▶ **Problem details**:
Skip the pictures and quote all of the lines exactly.

--- Start of Information supplied ---

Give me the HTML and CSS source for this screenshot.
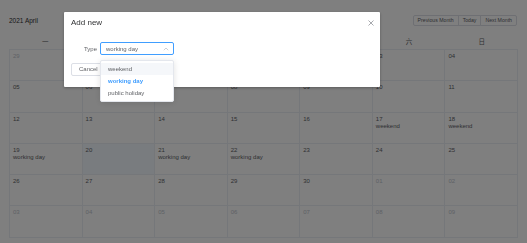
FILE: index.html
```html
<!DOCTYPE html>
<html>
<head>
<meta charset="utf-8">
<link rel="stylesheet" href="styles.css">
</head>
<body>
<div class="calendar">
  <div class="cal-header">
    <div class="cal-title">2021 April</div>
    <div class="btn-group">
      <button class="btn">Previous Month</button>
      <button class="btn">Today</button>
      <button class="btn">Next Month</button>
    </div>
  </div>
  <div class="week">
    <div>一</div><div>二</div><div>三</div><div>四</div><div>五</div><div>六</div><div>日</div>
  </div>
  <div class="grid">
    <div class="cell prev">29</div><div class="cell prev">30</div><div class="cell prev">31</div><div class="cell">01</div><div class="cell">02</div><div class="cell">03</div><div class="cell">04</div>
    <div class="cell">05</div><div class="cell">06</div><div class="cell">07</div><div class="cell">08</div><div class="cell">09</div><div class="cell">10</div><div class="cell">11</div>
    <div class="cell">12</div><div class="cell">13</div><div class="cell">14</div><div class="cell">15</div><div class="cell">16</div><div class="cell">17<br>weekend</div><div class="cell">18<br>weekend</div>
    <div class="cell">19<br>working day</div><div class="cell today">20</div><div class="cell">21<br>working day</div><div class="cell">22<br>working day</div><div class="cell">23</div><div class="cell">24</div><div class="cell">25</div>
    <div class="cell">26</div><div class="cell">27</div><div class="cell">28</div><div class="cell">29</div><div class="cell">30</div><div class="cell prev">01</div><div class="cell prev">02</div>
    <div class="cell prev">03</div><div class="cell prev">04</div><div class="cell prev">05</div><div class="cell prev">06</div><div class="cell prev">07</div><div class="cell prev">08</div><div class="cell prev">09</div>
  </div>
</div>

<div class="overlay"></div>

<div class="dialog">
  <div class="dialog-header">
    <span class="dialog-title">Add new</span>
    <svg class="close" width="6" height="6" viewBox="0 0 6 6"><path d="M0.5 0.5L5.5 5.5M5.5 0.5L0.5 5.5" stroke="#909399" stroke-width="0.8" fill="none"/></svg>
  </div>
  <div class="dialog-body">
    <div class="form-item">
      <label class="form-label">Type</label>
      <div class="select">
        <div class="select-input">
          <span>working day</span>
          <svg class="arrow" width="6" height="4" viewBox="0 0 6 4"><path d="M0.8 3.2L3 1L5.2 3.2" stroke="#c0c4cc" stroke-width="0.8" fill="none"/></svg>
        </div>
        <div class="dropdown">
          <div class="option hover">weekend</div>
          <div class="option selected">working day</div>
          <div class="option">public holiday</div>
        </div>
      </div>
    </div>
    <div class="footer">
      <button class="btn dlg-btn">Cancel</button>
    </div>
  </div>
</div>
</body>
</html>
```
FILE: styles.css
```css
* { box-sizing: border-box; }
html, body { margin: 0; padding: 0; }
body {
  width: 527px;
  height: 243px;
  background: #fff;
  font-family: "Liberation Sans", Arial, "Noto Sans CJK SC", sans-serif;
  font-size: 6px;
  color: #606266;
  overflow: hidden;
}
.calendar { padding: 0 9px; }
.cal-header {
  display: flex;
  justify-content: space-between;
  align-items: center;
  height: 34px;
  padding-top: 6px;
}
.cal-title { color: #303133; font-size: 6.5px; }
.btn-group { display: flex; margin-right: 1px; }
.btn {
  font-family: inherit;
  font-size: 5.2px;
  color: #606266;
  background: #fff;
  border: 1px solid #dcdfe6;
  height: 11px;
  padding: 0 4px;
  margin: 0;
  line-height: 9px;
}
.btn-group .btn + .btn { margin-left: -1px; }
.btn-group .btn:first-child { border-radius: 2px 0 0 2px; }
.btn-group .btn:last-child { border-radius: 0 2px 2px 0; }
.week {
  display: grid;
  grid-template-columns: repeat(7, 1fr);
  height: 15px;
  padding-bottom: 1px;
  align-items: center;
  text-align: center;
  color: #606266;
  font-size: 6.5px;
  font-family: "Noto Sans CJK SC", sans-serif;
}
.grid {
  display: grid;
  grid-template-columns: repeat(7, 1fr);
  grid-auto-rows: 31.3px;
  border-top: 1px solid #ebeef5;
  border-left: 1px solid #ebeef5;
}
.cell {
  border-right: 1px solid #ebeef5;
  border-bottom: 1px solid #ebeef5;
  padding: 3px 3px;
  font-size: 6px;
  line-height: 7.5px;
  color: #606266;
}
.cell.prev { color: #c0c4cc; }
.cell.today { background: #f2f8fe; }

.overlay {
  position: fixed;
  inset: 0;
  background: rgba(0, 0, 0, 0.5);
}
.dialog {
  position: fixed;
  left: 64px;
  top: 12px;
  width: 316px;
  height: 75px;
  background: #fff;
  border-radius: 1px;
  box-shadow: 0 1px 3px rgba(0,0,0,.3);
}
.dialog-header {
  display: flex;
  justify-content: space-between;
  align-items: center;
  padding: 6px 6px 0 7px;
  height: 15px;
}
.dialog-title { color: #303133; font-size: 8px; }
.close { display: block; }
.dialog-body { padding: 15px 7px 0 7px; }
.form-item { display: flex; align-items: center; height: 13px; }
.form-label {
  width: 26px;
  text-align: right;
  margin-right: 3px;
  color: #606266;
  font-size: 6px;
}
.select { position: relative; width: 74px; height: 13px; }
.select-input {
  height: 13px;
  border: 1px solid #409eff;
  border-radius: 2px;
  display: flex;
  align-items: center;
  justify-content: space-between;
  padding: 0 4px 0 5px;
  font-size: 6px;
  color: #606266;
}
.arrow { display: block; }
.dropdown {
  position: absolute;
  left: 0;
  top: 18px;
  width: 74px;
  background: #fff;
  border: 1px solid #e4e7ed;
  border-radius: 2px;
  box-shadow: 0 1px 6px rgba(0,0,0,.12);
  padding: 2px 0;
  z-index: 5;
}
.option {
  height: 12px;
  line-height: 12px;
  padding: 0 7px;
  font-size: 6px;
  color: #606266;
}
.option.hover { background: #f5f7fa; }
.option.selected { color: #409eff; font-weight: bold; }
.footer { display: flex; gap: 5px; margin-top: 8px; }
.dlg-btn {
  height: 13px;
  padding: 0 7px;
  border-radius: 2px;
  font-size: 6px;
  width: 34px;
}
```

--- End of Information supplied ---

▶ **Exercise answer**:
Give me the HTML and CSS source for this screenshot.
FILE: index.html
```html
<!DOCTYPE html>
<html>
<head>
<meta charset="utf-8">
<link rel="stylesheet" href="styles.css">
</head>
<body>
<div class="calendar">
  <div class="cal-header">
    <div class="cal-title">2021 April</div>
    <div class="btn-group">
      <button class="btn">Previous Month</button>
      <button class="btn">Today</button>
      <button class="btn">Next Month</button>
    </div>
  </div>
  <div class="week">
    <div>一</div><div>二</div><div>三</div><div>四</div><div>五</div><div>六</div><div>日</div>
  </div>
  <div class="grid">
    <div class="cell prev">29</div><div class="cell prev">30</div><div class="cell prev">31</div><div class="cell">01</div><div class="cell">02</div><div class="cell">03</div><div class="cell">04</div>
    <div class="cell">05</div><div class="cell">06</div><div class="cell">07</div><div class="cell">08</div><div class="cell">09</div><div class="cell">10</div><div class="cell">11</div>
    <div class="cell">12</div><div class="cell">13</div><div class="cell">14</div><div class="cell">15</div><div class="cell">16</div><div class="cell">17<br>weekend</div><div class="cell">18<br>weekend</div>
    <div class="cell">19<br>working day</div><div class="cell today">20</div><div class="cell">21<br>working day</div><div class="cell">22<br>working day</div><div class="cell">23</div><div class="cell">24</div><div class="cell">25</div>
    <div class="cell">26</div><div class="cell">27</div><div class="cell">28</div><div class="cell">29</div><div class="cell">30</div><div class="cell prev">01</div><div class="cell prev">02</div>
    <div class="cell prev">03</div><div class="cell prev">04</div><div class="cell prev">05</div><div class="cell prev">06</div><div class="cell prev">07</div><div class="cell prev">08</div><div class="cell prev">09</div>
  </div>
</div>

<div class="overlay"></div>

<div class="dialog">
  <div class="dialog-header">
    <span class="dialog-title">Add new</span>
    <svg class="close" width="6" height="6" viewBox="0 0 6 6"><path d="M0.5 0.5L5.5 5.5M5.5 0.5L0.5 5.5" stroke="#909399" stroke-width="0.8" fill="none"/></svg>
  </div>
  <div class="dialog-body">
    <div class="form-item">
      <label class="form-label">Type</label>
      <div class="select">
        <div class="select-input">
          <span>working day</span>
          <svg class="arrow" width="6" height="4" viewBox="0 0 6 4"><path d="M0.8 3.2L3 1L5.2 3.2" stroke="#c0c4cc" stroke-width="0.8" fill="none"/></svg>
        </div>
        <div class="dropdown">
          <div class="option hover">weekend</div>
          <div class="option selected">working day</div>
          <div class="option">public holiday</div>
        </div>
      </div>
    </div>
    <div class="footer">
      <button class="btn dlg-btn">Cancel</button>
    </div>
  </div>
</div>
</body>
</html>
```
FILE: styles.css
```css
* { box-sizing: border-box; }
html, body { margin: 0; padding: 0; }
body {
  width: 527px;
  height: 243px;
  background: #fff;
  font-family: "Liberation Sans", Arial, "Noto Sans CJK SC", sans-serif;
  font-size: 6px;
  color: #606266;
  overflow: hidden;
}
.calendar { padding: 0 9px; }
.cal-header {
  display: flex;
  justify-content: space-between;
  align-items: center;
  height: 34px;
  padding-top: 6px;
}
.cal-title { color: #303133; font-size: 6.5px; }
.btn-group { display: flex; margin-right: 1px; }
.btn {
  font-family: inherit;
  font-size: 5.2px;
  color: #606266;
  background: #fff;
  border: 1px solid #dcdfe6;
  height: 11px;
  padding: 0 4px;
  margin: 0;
  line-height: 9px;
}
.btn-group .btn + .btn { margin-left: -1px; }
.btn-group .btn:first-child { border-radius: 2px 0 0 2px; }
.btn-group .btn:last-child { border-radius: 0 2px 2px 0; }
.week {
  display: grid;
  grid-template-columns: repeat(7, 1fr);
  height: 15px;
  padding-bottom: 1px;
  align-items: center;
  text-align: center;
  color: #606266;
  font-size: 6.5px;
  font-family: "Noto Sans CJK SC", sans-serif;
}
.grid {
  display: grid;
  grid-template-columns: repeat(7, 1fr);
  grid-auto-rows: 31.3px;
  border-top: 1px solid #ebeef5;
  border-left: 1px solid #ebeef5;
}
.cell {
  border-right: 1px solid #ebeef5;
  border-bottom: 1px solid #ebeef5;
  padding: 3px 3px;
  font-size: 6px;
  line-height: 7.5px;
  color: #606266;
}
.cell.prev { color: #c0c4cc; }
.cell.today { background: #f2f8fe; }

.overlay {
  position: fixed;
  inset: 0;
  background: rgba(0, 0, 0, 0.5);
}
.dialog {
  position: fixed;
  left: 64px;
  top: 12px;
  width: 316px;
  height: 75px;
  background: #fff;
  border-radius: 1px;
  box-shadow: 0 1px 3px rgba(0,0,0,.3);
}
.dialog-header {
  display: flex;
  justify-content: space-between;
  align-items: center;
  padding: 6px 6px 0 7px;
  height: 15px;
}
.dialog-title { color: #303133; font-size: 8px; }
.close { display: block; }
.dialog-body { padding: 15px 7px 0 7px; }
.form-item { display: flex; align-items: center; height: 13px; }
.form-label {
  width: 26px;
  text-align: right;
  margin-right: 3px;
  color: #606266;
  font-size: 6px;
}
.select { position: relative; width: 74px; height: 13px; }
.select-input {
  height: 13px;
  border: 1px solid #409eff;
  border-radius: 2px;
  display: flex;
  align-items: center;
  justify-content: space-between;
  padding: 0 4px 0 5px;
  font-size: 6px;
  color: #606266;
}
.arrow { display: block; }
.dropdown {
  position: absolute;
  left: 0;
  top: 18px;
  width: 74px;
  background: #fff;
  border: 1px solid #e4e7ed;
  border-radius: 2px;
  box-shadow: 0 1px 6px rgba(0,0,0,.12);
  padding: 2px 0;
  z-index: 5;
}
.option {
  height: 12px;
  line-height: 12px;
  padding: 0 7px;
  font-size: 6px;
  color: #606266;
}
.option.hover { background: #f5f7fa; }
.option.selected { color: #409eff; font-weight: bold; }
.footer { display: flex; gap: 5px; margin-top: 8px; }
.dlg-btn {
  height: 13px;
  padding: 0 7px;
  border-radius: 2px;
  font-size: 6px;
  width: 34px;
}
```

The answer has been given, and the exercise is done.